Coluna
Zélia Duncan
Zélia Duncan. 09 de setembro de 2015 Foto: Roberto Setton | Divulgação Foto: Roberto Setton / Divulgação

De luto, lutando

Que a indignação e a tristeza nos empurrem neste momento não para dentro de nós apenas, mas para a rua

Marielle morreu. Quando li isso comecei a digitar a palavra “não”. Não, não não, não. Alguém me ajuda, alguém desmente, alguém pelo menos atenua. Marielle sofreu um atentado, está entre a vida e a morte. Pelo menos poderíamos lutar por ela, mover montanhas, doar sangue, tempo, presença, vigília.

Andamos assim, sem espaço. O Rio virou um cubículo sem luz onde, claustrofóbicos, tentamos enxergar enquanto falta o ar. Marielle era oxigênio.

Se Marielle morreu mesmo e acordei de novo com a notícia, o que vai com ela é alguma coisa que esmaga o coração num lugar irremediável. Estamos mesmo vivendo o terror, um terror legitimado todo dia, Marielle sabia e apontava. Sentia na pele, nos olhos, na inteligência.

Nasceu na Maré, de onde nunca saiu. Mulher negra, gay, viva. Conhecia o sentido de ser minoria num grau que a fazia ter muito mais coragem do que a média. Nasceu com a mão na massa e dessa maneira se foi. Trabalhando, teimando, incomodando tanto, que alguém tão vilmente covarde, só conseguiu enxergar uma saída para tanta determinação e coragem numa mulher negra, que sempre se destacou brilhantemente.

Mas o recado que sua execução nos envia não pode ser apenas de medo e terror, como certamente desejam os ratos que infestam nossa cidade. Não será. Vamos viver nosso luto lutando. Que a indignação e tristeza nos empurrem nesse momento não para dentro de nós apenas, mas para a rua. Para as esquinas por onde encontrei Marielle algumas vezes, em passeatas contra o golpe, por direitos das mulheres e liberdade.

Única vereadora negra da Câmara, perderam a honra de sua presença e ganharam a mancha vil de sua irrecuperável ausência.

Quisera ser uma mulher gigante, ter o corpo blindado e poder ser um escudo que os protegesse naquele momento. Eu sempre penso no exato momento. Marielle saindo de uma reunião, onde suas últimas palavras, segundo disseram, foram, “avante, pretas!”. Se despede, abraça as companheiras, sorri, diz algo encorajador, combina o próximo passo.

Está cansada? Com fome?
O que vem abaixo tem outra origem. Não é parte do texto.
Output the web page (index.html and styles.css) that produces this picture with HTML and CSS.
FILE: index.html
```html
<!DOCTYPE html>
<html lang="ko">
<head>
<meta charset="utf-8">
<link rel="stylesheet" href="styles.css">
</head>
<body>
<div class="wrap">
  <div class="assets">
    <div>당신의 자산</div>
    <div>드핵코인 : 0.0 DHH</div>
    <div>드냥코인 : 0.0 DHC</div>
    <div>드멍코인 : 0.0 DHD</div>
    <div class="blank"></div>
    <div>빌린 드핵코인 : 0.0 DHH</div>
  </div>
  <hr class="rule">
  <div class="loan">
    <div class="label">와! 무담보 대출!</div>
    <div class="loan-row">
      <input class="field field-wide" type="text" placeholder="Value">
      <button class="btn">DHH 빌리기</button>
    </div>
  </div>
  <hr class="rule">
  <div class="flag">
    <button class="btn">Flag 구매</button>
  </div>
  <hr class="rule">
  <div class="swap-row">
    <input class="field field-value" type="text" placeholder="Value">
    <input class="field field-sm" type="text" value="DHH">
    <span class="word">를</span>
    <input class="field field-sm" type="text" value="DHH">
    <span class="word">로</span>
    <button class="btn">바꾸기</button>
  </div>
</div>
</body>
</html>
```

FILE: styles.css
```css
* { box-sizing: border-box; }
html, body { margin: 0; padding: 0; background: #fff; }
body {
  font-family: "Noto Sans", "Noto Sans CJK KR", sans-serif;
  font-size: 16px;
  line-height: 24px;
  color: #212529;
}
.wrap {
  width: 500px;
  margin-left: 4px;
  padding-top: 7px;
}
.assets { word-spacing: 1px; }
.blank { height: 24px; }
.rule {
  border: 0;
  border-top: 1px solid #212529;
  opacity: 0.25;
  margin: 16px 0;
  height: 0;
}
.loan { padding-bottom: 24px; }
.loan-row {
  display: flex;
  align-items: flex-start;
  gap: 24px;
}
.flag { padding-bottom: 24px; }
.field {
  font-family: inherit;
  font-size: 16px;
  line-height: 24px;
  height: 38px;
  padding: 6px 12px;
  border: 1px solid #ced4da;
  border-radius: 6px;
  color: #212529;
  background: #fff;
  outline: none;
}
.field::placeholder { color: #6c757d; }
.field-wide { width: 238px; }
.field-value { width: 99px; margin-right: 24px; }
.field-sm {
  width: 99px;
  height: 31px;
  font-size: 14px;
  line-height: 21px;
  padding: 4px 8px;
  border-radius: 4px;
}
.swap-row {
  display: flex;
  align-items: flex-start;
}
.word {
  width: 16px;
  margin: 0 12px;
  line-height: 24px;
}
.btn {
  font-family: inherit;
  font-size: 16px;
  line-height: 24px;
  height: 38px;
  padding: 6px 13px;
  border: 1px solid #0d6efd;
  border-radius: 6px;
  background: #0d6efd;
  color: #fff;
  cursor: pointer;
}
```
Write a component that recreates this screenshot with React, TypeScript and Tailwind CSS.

Vai descansar, encontrar a companheira, jantar? Entra no carro, onde a espera Anderson, que fazia um bico como motorista, para ajudar nas despesas com a família e, então, o mundo desaparece para eles de repente.

Será que conseguiram perceber o perigo um milésimo de segundo antes? E o susto? Marielle conhecia riscos, mas isso? Seus algozes estavam focados, frios, instruídos. A cabeça, é ali que mora o primeiro perigo, a cabeça que ameaça, a cabeça, num corpo negro e poderoso de mulher.

Lutar por Direitos Humanos virou profissão de risco no país tropical, abençoado por quem? Sensação de guerra perdida, de passo sem rumo, desamparo generalizado.

Marielle morreu. Essas duas palavras hoje têm o peso do mundo. Sabemos o que estão querendo nos levar e o que já nos levaram. Mas estamos aqui. Por ela, por nós, por tudo, estaremos aqui. De luto, lutando.